Year in Review 2010: Apple bans Adobe Flash, but later relents--sort of

Apple (NASDAQ:AAPL) CEO Steve Jobs' hatred of Adobe's Flash multimedia platform is roughly equal to his affection for black turtlenecks. Jobs has long maintained Apple's iOS mobile platform will never support Flash content, privately dismissing Adobe as "lazy" and blaming Flash as the culprit behind most Mac crashes and forecasting the platform will face extinction as the world moves to HTML5. Still, few were prepared for Apple to rewrite its iPhone developer agreement to mandate that all applications must be written to run directly on the iPhone platform, effectively banning cross-compiler translation tools like Adobe's Flash Professional CS5. The implications were clear: Apple was lowering the boom on Flash once and for all, prohibiting developers from converting their Flash-based scripts into native iPhone applications.

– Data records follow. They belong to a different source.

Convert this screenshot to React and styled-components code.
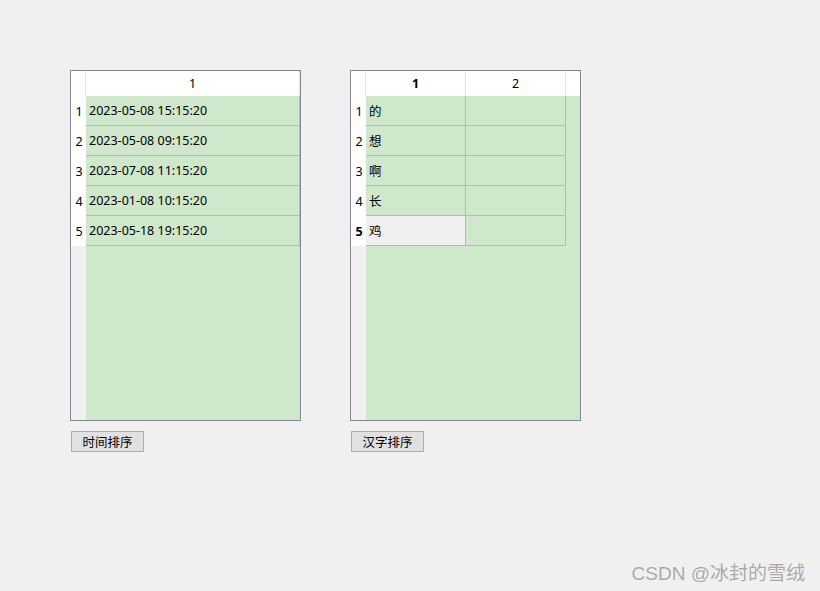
import React from "react";
import styled, { createGlobalStyle } from "styled-components";

const Global = createGlobalStyle`
  html, body { margin: 0; padding: 0; background: #f0f0f0; }
  body { width: 820px; height: 591px; overflow: hidden; font-family: "Noto Sans", "Noto Sans CJK SC", sans-serif; }
  #root { width: 820px; height: 591px; }
`;

const Page = styled.div`
  position: relative;
  width: 820px;
  height: 591px;
  box-sizing: border-box;
  padding: 70px 0 0 70px;
  display: flex;
  gap: 49px;
  align-items: flex-start;
`;

const Panel = styled.div`
  display: flex;
  flex-direction: column;
  gap: 10px;
  align-items: flex-start;
`;

const Frame = styled.div`
  width: 231px;
  height: 351px;
  box-sizing: border-box;
  border: 1px solid #828790;
  background: #f0f0f0;
  display: grid;
  grid-template-columns: 15px 1fr;
  grid-template-rows: 25px 1fr;
  font-size: 12.5px;
  color: #000;
`;

const Corner = styled.div`
  background: #fff;
  border-right: 1px solid #e5e5e5;
  box-sizing: border-box;
`;

const HHeader = styled.div`
  background: #fff;
  display: flex;
`;

const Section = styled.div`
  width: ${(p) => p.$w}px;
  flex: none;
  box-sizing: border-box;
  border-right: 1px solid #e5e5e5;
  display: flex;
  align-items: center;
  justify-content: center;
  font-weight: ${(p) => (p.$bold ? 700 : 400)};
`;

const VHeader = styled.div`
  display: flex;
  flex-direction: column;
`;

const RowNum = styled.div`
  height: 30px;
  background: #fff;
  display: flex;
  align-items: center;
  justify-content: center;
  padding-left: 1px;
  box-sizing: border-box;
  font-weight: ${(p) => (p.$bold ? 700 : 400)};
`;

const Body = styled.div`
  background: #cfe8cb;
  display: flex;
  flex-direction: column;
  align-items: flex-start;
`;

const Row = styled.div`
  display: flex;
  height: 30px;
`;

const Cell = styled.div`
  width: ${(p) => p.$w}px;
  height: 30px;
  box-sizing: border-box;
  border-right: 1px solid #aac3a6;
  border-bottom: 1px solid #aac3a6;
  background: ${(p) => (p.$current ? "#f0f0f0" : "transparent")};
  padding-left: 3px;
  display: flex;
  align-items: center;
  white-space: nowrap;
`;

const Button = styled.button`
  margin-left: 1px;
  width: 73px;
  height: 21px;
  box-sizing: border-box;
  border: 1px solid #adadad;
  background: #e1e1e1;
  font-family: "Noto Sans CJK SC", sans-serif;
  font-size: 12.5px;
  color: #000;
  padding: 0;
  line-height: 19px;
`;

const Watermark = styled.div`
  position: absolute;
  right: 15px;
  bottom: 5px;
  font-family: "Liberation Sans", "Noto Sans CJK SC", sans-serif;
  font-size: 19px;
  line-height: 24px;
  color: #a8a8a8;
  text-shadow: 0 0 1px #ffffff;
`;

function Table({ widths, rows, currentRow, currentCol }) {
  return (
    <Frame>
      <Corner />
      <HHeader>
        {widths.map((w, i) => (
          <Section key={i} $w={w} $bold={currentCol === i}>
            {i + 1}
          </Section>
        ))}
      </HHeader>
      <VHeader>
        {rows.map((_, r) => (
          <RowNum key={r} $bold={currentRow === r}>
            {r + 1}
          </RowNum>
        ))}
      </VHeader>
      <Body>
        {rows.map((row, r) => (
          <Row key={r}>
            {widths.map((w, c) => (
              <Cell key={c} $w={w} $current={currentRow === r && currentCol === c}>
                {row[c] || ""}
              </Cell>
            ))}
          </Row>
        ))}
      </Body>
    </Frame>
  );
}

export default function App() {
  return (
    <>
      <Global />
      <Page>
        <Panel>
          <Table
            widths={[214]}
            rows={[
              ["2023-05-08 15:15:20"],
              ["2023-05-08 09:15:20"],
              ["2023-07-08 11:15:20"],
              ["2023-01-08 10:15:20"],
              ["2023-05-18 19:15:20"],
            ]}
            currentRow={-1}
            currentCol={-1}
          />
          <Button>时间排序</Button>
        </Panel>
        <Panel>
          <Table
            widths={[100, 100]}
            rows={[["的"], ["想"], ["啊"], ["长"], ["鸡"]]}
            currentRow={4}
            currentCol={0}
          />
          <Button>汉字排序</Button>
        </Panel>
        <Watermark>CSDN @冰封的雪绒</Watermark>
      </Page>
    </>
  );
}
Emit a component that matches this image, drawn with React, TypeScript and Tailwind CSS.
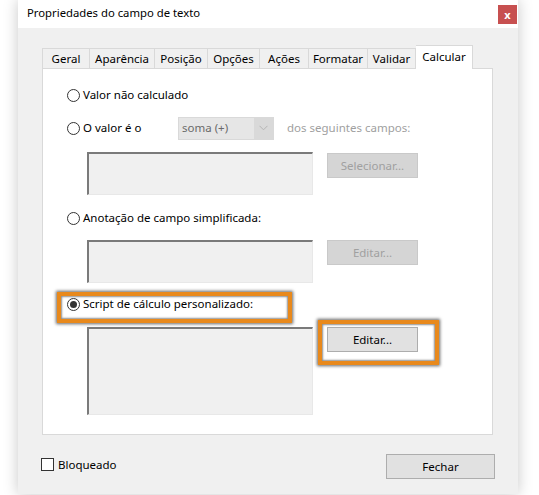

A remarkably candid and raw Flash Blog post from Adobe platform evangelist Lee Brimelow confronted Apple's actions head-on: "What [Apple is] saying is that they won't allow applications onto their marketplace solely because of what language was originally used to create them," Brimelow seethed. "This is a frightening move that has no rational defense other than wanting tyrannical control over developers and more importantly, wanting to use developers as pawns in their crusade against Adobe... Speaking purely for myself, I would look to make it clear what is going through my mind at the moment. Go screw yourself, Apple." Jobs later responded with an open letter of his own, taking issue with Flash security, battery life and touchscreen interaction before arriving at what he called "the most important reason," control. "We know from painful experience that letting a third party layer of software come between the platform and the developer ultimately results in sub-standard apps and hinders the enhancement and progress of the platform," Jobs wrote.

Roughly six months after instituting the cross-compiler ban, Apple reversed course, easing restrictions on the creation of iOS-based applications. "We are relaxing all restrictions on the development tools used to create iOS apps, as long as the resulting apps do not download any code," Apple said in a statement. "This should give developers the flexibility they want, while preserving the security we need." The changes enable developers to design and build apps in Flash, then convert their efforts to Apple-approved code--the revisions do not mean consumers will be able to access Flash-based web content via their iPhone and iPod devices, however. Apple credited its decision to rethink the Flash ban on developer feedback, although many speculate the about-face was in response to a reported federal antitrust inquiry seeking to determine whether the company's actions threatened competition by forcing developers to focus on one platform to the exclusion of others. Whatever the reason, Flash apps are back on iOS--at least until Jobs changes his mind once again.